Community college student Palmer Luckey made a splash at CES 2013 with his 3D gaming headset, the Oculus Rift. The buzz was so strong, in fact, that Facebook purchased Oculus in 2014 for the staggering sum of $2 billion. The interesting thing is that this technology is not new news.
Indeed, VR sputtered and died once before. This came in the form of Nintendo’s Virtual Boy, an ill-fated VR device released in 1995 that failed to capture the public’s imagination. And while today’s virtual reality technology exceeds expectations—it could even disrupt all of video gaming—the Virtual Boy is renowned only for how it failed to live up to those expectations. Here are the six principal reasons Nintendo failed to corner the VR market.
In advertisements leading up to the Virtual Boy’s release, Nintendo sold the device as a “portable console.” This was the first mistake in a long line of errors related to Nintendo’s foray into 3D land. In reality, the Virtual Boy was more toy than console. As for the claim of portability, this was only superficially true.
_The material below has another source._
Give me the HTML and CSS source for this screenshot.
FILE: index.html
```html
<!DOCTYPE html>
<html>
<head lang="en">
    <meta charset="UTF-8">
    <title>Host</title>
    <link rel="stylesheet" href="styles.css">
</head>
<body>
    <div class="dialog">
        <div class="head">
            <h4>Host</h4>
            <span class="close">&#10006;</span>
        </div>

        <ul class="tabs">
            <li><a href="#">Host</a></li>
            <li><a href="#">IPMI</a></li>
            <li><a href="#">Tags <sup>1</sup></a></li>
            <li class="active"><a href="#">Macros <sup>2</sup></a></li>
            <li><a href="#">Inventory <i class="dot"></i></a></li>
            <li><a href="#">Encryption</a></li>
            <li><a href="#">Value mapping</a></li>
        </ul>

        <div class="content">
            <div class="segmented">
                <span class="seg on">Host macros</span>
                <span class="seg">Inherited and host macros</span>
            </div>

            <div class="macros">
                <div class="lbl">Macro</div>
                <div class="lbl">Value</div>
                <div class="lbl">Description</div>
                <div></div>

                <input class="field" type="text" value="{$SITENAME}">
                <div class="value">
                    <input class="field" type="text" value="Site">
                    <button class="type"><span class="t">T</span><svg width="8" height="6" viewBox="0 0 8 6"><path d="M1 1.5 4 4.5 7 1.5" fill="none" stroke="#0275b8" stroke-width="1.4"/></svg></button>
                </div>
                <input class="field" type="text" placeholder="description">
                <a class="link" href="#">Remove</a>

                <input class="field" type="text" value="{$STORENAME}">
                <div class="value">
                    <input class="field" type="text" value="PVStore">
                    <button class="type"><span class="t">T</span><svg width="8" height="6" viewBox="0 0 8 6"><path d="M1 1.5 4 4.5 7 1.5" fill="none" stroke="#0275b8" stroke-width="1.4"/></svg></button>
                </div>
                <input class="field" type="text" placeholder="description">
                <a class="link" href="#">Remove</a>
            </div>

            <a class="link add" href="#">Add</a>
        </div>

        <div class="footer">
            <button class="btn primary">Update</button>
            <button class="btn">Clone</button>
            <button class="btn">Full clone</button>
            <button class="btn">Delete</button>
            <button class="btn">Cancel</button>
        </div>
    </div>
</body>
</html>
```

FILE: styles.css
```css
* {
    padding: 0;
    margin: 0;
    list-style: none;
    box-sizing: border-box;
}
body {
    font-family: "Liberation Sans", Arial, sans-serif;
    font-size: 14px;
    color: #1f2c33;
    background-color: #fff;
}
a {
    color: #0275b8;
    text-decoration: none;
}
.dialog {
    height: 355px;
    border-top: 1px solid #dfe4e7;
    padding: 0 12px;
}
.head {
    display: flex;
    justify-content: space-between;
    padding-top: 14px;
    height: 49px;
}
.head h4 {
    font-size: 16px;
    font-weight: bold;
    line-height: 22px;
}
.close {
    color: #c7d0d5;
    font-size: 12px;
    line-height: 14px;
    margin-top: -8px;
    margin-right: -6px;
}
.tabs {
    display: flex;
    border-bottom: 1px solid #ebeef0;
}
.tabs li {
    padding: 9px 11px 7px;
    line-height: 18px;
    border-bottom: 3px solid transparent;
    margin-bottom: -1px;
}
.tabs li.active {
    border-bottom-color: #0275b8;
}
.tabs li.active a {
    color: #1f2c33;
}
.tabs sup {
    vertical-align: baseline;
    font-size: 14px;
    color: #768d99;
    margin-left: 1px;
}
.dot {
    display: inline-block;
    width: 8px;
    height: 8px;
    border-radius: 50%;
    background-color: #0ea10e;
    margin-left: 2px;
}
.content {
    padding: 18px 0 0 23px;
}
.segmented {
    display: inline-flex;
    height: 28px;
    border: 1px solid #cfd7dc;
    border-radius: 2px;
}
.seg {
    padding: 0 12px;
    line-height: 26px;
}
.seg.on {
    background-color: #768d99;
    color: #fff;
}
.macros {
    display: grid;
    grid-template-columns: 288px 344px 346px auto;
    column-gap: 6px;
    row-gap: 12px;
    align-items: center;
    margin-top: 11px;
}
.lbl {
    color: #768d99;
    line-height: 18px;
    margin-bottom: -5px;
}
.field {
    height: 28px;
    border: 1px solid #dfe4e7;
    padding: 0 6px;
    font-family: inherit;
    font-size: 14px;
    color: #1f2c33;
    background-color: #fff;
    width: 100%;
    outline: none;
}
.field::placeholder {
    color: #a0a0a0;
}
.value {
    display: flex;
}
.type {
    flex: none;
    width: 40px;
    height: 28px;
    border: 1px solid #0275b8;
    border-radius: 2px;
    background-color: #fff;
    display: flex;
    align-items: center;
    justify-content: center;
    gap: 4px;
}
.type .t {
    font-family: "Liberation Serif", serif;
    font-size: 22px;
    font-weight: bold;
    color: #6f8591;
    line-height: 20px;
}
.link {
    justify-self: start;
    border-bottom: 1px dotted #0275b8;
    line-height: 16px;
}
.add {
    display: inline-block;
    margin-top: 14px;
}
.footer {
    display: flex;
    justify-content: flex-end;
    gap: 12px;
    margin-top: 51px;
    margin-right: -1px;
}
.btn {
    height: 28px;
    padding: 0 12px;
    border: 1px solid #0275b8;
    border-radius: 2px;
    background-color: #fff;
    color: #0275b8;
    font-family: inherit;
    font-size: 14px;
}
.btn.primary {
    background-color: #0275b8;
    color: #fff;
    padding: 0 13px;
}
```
Bulky, the Virtual Boy looked like an oversized View-Master—that old pair of toy 3D glasses from the 40s. (A product that actually worked, by the way.) Simply put, the Virtual Boy was too big to be considered portable; anything that requires a tripod to use isn’t fitting in anyone’s pocket.
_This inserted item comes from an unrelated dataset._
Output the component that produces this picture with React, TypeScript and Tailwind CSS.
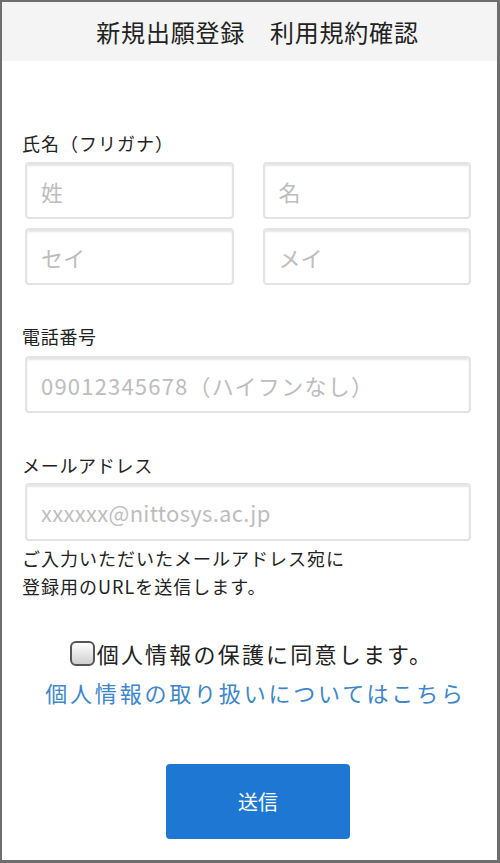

Any gaming device that comes peppered with health warnings should be taken with a grain of salt, or overlooked entirely. Text on the Virtual Boy box warned that eye problems, headaches or even seizures could result if played too long. Even the games came with an automatic pause option every 15-20 minutes to help stave off neural damage.
While the selection of games for the Virtual Boy was certainly limited, the ones Nintendo did release didn’t knock anyone’s socks off. In fact, the general consensus was that most Virtual Boy games would probably have been better on a standard console, or even the Gameboy. Take “Panic Bomber,” for example. It was a 3D puzzle game similar to Tetris that would have been better served on a handheld device. And then there’s “Mario Clash,” a veritable redux of the 1983 Super Mario arcade game—one that should have stayed on the NES.
Nintendo may have touted the “cutting edge” nature of its VR device, but the reality was that it didn’t offer “true 3D graphics.” Sure, the principal was sound: oscillating mirrors displayed different images in each eye of the headset to deliver the 3D effect. But the graphics were monochrome, and the only colors seen were red and black. This made an already problem-riddled device even worse.
It was mentioned above that the Virtual Boy was oversized and cumbersome. Not only that, but the included tri-pod only ever did its job under optimum conditions. Players who setup the device found that unless they positioned the stand on a perfectly smooth, flat surface, the screen image would bounce and shake. Again, what “portable” gaming device can only be operated in a stationary position absent any movement whatsoever?
Virtual Boy’s price point was outlandish. It was simply unrealistic to charge people $179.99 for a portable gaming device, especially one as woefully subpar as the Virtual Boy. Nintendo did consider adding a full range of colors to the VB, but that would have pushed the MSRP into the stratosphere, to the tune of over $700.
In the end, the Virtual Boy was Nintendo’s biggest failure up to that time. It’s a disaster that could probably best be chalked up to lack of effort. They simply didn’t care. Few VB games offered first person perspective, and the ones that did never really replicated the full virtual reality experience. The graphics and game design were shameful as well. The lesson to be taken: Lack of technological resources + zero ambition = the Nintendo Virtual Boy. Rest in peace.